Now, obviously no coach can wave a wand and magically turn mid-range possessions into a three-pointer when many mid-ranges come off the dribble and most threes come off the catch, but, what a coach or skills trainer can do is value the three-pointer more in practice and scheme. That process will over time turn mid-ranges into threes, if the coach or skill trainer stays the course and provides the correct feedback when necessary, either to reinforce or curb their players’ shot selection and practice habits. The 0.28 PPP differential between the two shots sounds small, but using average Division III team offensive benchmarks, that small advantage gained over just 5 possessions a game would lead to an expected benefit of one more win in an average, 26-game season.


Finally, the most common reasoning I hear for working on mid-range shots for the average player is the argument that sometimes a game situation mandates that raw field goal percentage is more important than PPP. This is referring to the highest-leverage situations in games, either down a point or tied in the final seconds.


First and foremost, this is a rare situation. If 99.5% of offensive possessions don’t meet this situational criterion, why spend value gym time practicing for it. This is especially true when considering that spending that time to become even slightly more proficient at higher-volume skills would make being down less likely. Simply, the easiest way to ensure that a team enters into these high-leverage, late-game possessions less often in the actual games is to over-prioritize them in practice plans, reducing higher-volume skill sets to a lesser role via opportunity cost.


Second, even in these situations, using a win-probability calculator shows that equal efficiencies are about a wash until the final seconds, regardless of the point-value of made baskets. And remember, a 90th percentile mid-range shooter is equal to a 34% shooter from three in expected PPP of attempts. Using Mike Beuoy’s fantastic win probability calculator on his website Inpredictable, we can “simulate” these high-leverage situations quite easily for the NBA level, though I’m comparing apples to oranges slightly with numbers taken from NCAA percentiles in an NBA win probability calculator (this was a choice made only for consistency’s sake, inputting NBA numbers reaches the same general outcome with a similar selection criteria to determine the 90th percentile PPP’s).


Let’s take this situation: Down 1 point, 10 seconds to go, with possession of the ball. Mike’s win probability calculator gives us a 34.4% chance of winning this game. We’ll have to make some assumptions to keep the calculations clean, and just use the same 90th percentile shot benchmarks as before. First, let’s assume every miss is rebounded by the opponent. Second, let’s assume it takes 2 seconds for the shot to occur. When running these numbers, the team has an expected win percentage of 42.5% when taking the mid-range shot, and 44.7% when taking the three. The difference? Though the team is more likely to take the lead by a point with the mid-range shot, they only end up winning an expected 67.9% of the time the shot is made. With a made three, that number jumps up to 85.2%.

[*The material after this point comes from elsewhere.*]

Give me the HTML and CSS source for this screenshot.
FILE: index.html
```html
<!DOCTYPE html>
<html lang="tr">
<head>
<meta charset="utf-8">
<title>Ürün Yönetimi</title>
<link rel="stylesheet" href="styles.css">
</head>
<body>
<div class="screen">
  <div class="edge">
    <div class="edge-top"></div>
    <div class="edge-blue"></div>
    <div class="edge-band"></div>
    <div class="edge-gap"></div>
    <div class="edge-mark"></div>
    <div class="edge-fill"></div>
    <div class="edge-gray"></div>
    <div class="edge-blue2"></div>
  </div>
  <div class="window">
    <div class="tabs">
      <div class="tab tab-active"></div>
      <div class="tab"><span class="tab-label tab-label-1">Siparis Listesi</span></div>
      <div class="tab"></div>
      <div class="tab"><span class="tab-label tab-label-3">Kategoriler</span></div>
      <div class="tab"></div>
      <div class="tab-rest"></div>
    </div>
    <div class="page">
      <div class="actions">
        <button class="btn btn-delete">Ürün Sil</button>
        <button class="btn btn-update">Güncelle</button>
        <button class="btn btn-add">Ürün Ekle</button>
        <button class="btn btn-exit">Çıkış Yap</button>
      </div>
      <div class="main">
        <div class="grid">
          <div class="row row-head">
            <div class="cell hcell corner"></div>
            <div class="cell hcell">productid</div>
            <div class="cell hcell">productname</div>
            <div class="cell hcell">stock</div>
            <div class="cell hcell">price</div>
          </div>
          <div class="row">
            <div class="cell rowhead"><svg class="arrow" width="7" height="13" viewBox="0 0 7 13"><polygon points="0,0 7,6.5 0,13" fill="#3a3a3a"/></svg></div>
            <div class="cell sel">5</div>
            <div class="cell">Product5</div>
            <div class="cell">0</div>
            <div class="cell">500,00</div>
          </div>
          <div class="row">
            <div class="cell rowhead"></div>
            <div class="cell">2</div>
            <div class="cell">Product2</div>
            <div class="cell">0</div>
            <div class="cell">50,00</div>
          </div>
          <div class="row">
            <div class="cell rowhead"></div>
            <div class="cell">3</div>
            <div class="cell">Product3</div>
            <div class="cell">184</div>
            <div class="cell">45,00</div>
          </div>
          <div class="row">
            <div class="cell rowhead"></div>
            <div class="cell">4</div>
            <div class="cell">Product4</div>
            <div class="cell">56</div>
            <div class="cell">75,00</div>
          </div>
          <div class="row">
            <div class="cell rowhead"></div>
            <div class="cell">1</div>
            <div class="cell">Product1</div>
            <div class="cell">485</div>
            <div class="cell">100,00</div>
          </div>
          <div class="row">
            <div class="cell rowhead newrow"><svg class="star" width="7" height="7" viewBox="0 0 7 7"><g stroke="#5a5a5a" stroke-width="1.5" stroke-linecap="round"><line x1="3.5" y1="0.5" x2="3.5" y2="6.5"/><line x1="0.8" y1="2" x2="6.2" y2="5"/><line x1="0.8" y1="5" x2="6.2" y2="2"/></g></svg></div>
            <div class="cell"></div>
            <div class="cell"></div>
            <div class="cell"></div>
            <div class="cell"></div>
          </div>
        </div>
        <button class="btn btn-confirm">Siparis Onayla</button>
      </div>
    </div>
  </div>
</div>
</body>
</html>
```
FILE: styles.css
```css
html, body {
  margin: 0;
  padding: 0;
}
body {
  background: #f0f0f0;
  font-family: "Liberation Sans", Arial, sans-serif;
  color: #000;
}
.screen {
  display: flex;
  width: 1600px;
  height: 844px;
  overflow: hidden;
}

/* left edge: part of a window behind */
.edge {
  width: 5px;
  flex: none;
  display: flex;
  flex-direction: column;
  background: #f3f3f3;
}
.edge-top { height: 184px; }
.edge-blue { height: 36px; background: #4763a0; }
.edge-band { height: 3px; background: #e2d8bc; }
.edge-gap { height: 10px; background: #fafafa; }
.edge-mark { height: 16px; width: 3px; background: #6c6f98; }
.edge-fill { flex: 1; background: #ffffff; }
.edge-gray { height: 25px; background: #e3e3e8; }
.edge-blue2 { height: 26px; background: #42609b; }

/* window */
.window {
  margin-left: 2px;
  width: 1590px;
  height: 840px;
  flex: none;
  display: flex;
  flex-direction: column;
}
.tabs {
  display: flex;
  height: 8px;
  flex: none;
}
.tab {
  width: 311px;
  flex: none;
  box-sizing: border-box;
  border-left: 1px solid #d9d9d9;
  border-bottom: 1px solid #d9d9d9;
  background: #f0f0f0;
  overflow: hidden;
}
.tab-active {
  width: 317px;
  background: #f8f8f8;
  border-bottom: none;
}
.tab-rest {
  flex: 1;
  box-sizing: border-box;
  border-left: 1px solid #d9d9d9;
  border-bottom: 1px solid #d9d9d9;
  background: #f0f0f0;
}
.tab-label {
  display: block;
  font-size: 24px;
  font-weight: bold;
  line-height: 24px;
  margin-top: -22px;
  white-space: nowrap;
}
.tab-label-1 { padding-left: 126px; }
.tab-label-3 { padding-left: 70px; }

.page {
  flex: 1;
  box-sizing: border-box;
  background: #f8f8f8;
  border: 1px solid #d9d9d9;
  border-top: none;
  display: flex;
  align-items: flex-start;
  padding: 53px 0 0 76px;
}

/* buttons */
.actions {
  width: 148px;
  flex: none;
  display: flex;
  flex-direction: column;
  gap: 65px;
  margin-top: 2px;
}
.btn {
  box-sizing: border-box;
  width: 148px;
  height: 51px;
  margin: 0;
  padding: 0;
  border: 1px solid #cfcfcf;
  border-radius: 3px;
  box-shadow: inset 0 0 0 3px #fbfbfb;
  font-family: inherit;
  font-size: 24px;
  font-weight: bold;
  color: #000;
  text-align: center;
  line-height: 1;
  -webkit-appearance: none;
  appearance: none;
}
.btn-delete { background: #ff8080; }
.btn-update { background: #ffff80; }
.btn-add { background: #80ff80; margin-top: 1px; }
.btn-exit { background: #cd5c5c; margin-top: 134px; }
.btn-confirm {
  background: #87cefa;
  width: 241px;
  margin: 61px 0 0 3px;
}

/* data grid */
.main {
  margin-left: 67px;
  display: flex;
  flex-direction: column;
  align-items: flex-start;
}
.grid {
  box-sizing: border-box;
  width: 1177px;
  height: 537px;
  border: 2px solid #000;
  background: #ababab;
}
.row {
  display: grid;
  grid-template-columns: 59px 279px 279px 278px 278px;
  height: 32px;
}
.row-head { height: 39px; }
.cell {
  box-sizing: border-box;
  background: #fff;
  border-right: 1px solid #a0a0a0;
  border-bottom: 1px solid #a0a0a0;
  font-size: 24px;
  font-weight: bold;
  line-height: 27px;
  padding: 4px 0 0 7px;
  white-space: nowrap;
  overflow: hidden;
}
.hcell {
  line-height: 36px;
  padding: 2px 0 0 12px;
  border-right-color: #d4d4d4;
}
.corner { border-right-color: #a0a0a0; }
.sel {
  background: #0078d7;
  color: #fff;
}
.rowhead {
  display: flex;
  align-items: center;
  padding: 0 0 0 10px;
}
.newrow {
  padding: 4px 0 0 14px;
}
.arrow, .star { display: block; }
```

I often see this exact situation relayed, but with the percentages as 45% from mid-range, and 30% from three, both equal to a 0.90 PPP shot. The most important thing to remember is that in this hypothetical, the premise is taking a decidedly above-average mid-range attempt, and comparing it to a bottom-of-the-barrel three-pointer. On pretty much every team I’ve encountered that is routinely playing in competitive, late-game situations, there are many, many plays that can be drawn up to get a 30% (or higher) three-pointer, but often only one player capable of manufacturing a 45% mid-range shot. It’s a false equivalence on every level, except the equal PPP’s.


Like all of the thought-experiments described in this series, there are all sorts of ways that it could be improved (as well as further complicated), if this was to be used as a more air-tight simulation of game scenarios. However, the lesson is the same: Efficiency is almost always more important than just getting a bucket, even in the most high-leverage situations. It is also worth noting in a tie game, the result is flipped, with the mid-range shot having an expected win percentage of about 3% higher than the three.

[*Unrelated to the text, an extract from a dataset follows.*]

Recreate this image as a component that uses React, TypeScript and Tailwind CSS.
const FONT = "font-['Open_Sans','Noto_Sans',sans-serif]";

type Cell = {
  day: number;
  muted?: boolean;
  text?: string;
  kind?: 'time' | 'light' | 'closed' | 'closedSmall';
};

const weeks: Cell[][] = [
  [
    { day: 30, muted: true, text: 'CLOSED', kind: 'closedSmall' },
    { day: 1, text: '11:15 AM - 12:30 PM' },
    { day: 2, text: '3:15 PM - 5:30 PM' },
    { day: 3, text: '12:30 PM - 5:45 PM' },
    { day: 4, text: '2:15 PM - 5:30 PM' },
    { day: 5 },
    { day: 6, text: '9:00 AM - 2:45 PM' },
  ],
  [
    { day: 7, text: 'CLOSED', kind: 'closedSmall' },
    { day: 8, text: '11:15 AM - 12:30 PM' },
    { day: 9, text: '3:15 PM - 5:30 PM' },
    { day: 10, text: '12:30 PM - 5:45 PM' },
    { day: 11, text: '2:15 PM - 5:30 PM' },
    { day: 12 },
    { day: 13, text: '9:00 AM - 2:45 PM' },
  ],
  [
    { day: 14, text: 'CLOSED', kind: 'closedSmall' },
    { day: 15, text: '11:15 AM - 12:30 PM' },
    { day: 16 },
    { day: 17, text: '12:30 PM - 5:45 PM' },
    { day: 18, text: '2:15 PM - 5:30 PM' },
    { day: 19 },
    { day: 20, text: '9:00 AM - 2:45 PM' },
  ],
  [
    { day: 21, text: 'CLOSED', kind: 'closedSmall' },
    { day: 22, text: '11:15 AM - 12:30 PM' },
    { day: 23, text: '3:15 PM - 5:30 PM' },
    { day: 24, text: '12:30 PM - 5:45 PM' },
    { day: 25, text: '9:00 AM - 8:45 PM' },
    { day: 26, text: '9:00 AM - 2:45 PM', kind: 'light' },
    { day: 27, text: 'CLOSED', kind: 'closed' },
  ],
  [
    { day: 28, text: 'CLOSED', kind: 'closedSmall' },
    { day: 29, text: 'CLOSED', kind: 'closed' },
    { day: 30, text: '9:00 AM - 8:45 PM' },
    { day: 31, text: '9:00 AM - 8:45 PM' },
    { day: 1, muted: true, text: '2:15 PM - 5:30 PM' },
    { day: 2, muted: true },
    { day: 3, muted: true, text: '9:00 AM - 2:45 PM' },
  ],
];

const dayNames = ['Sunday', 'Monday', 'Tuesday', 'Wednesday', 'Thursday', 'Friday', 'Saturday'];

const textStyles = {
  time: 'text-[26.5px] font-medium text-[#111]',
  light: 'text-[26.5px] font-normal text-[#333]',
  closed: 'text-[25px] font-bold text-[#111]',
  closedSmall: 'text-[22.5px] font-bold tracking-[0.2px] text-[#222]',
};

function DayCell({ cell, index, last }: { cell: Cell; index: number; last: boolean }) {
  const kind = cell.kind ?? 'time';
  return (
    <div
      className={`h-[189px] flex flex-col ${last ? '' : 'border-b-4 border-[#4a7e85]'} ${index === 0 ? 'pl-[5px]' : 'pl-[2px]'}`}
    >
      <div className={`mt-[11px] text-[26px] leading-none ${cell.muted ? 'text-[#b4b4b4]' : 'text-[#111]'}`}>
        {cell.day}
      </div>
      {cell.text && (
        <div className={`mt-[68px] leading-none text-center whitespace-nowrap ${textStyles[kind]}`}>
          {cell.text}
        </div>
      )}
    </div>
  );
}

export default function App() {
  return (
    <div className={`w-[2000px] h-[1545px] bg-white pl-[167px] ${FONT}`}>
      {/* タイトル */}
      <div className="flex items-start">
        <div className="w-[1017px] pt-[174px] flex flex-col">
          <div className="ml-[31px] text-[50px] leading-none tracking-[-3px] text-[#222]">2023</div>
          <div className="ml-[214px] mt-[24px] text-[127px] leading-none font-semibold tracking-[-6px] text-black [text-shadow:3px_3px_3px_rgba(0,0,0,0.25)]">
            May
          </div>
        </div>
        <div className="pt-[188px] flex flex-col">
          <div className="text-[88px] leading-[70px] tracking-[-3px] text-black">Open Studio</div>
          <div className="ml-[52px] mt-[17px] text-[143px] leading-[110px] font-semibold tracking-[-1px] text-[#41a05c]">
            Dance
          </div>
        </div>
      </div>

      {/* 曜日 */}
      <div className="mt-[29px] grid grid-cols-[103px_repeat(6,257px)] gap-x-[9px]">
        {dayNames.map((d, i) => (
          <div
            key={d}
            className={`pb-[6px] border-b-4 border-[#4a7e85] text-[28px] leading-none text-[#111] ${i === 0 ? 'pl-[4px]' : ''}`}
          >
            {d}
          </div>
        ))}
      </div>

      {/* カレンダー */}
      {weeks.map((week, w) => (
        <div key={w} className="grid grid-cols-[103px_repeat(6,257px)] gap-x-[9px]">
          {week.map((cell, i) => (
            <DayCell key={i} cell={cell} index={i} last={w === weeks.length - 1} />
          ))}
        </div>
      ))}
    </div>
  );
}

All of this cycles back to an analytical philosophy outlined in Dean Oliver’s Basketball On Paper. Variance is an inescapable aspect of basketball, a team will always encounter some amount either favorable or unfavorable runs of luck at multiple times over the course of the entire game. Going back to Part One, there is very little that can be done to trump a decently-sized, single-game PPP advantage in a single game, but when facing an underdog scenario, often the best strategy for a team to employ is a higher-variance one, even if it has a lower-expected, but higher-upside PPP than a less-risky one. The inverse is also true, as teams who enter a game as the favorite should consider adopting less risk-averse strategies.

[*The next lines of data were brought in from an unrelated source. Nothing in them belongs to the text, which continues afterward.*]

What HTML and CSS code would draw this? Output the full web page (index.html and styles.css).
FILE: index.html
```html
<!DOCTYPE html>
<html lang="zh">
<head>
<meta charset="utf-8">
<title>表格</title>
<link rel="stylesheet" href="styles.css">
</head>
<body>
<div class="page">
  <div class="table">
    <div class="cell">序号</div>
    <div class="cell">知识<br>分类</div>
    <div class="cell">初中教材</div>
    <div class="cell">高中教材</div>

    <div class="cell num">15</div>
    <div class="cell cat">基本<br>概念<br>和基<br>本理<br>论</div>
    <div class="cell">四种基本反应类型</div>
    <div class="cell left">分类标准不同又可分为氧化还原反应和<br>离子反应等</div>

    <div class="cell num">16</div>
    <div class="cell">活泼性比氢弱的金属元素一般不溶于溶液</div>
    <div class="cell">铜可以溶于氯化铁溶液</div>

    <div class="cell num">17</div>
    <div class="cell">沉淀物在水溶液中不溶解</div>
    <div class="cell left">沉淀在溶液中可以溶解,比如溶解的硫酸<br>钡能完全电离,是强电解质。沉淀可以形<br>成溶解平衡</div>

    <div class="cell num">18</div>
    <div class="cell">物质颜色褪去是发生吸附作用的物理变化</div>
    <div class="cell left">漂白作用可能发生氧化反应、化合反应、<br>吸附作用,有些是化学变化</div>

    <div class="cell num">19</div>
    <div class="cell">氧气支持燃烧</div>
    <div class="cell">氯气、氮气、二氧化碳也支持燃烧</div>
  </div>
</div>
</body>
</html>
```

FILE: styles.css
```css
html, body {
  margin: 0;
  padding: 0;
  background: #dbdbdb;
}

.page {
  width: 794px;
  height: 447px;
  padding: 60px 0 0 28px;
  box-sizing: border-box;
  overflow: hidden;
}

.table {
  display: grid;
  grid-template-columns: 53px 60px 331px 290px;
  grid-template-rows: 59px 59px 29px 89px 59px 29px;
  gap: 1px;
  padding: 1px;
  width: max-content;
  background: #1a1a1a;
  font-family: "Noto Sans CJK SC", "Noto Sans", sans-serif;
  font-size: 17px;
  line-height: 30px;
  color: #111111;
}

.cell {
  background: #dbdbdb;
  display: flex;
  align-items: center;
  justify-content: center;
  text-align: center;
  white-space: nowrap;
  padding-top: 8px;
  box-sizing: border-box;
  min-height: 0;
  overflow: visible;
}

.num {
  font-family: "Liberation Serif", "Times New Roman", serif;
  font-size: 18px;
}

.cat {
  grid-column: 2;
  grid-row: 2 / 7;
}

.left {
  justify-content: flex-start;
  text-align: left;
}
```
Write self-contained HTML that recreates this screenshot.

Now, care needs to be taken to not adopt these strategies too hastily, especially when looking to reduce variance, as a team that finds itself obsessed with minimizing variance over an entire game will quickly find its overall efficiency plummeting. But, these late-game scenarios are perfect to show the relationship between when to invite additional variance in, and when to seek to further minimize variance’s effect. It’s common sense at a certain point, and best embodied in situation that coaches constantly toss at me: In the final minute and up 3, pushing the lead to 5 by embracing a higher field goal percentage shot is probably wiser than risking the lower-percentage shot to try to push the lead to 6. In this specific instance, the expected win-probability of 90th percentile, NBA shot attempts would have the mid-range shot as a higher expected winning percentage option by 0.5%, at that exact time of the game, for these shooting percentages.


So, the data supports taking a high-percentage mid-range attempt over a high-percentage three, in this niche instance.


The secret is to not let a niche instance completely dominate a team’s or player’s offensive principles.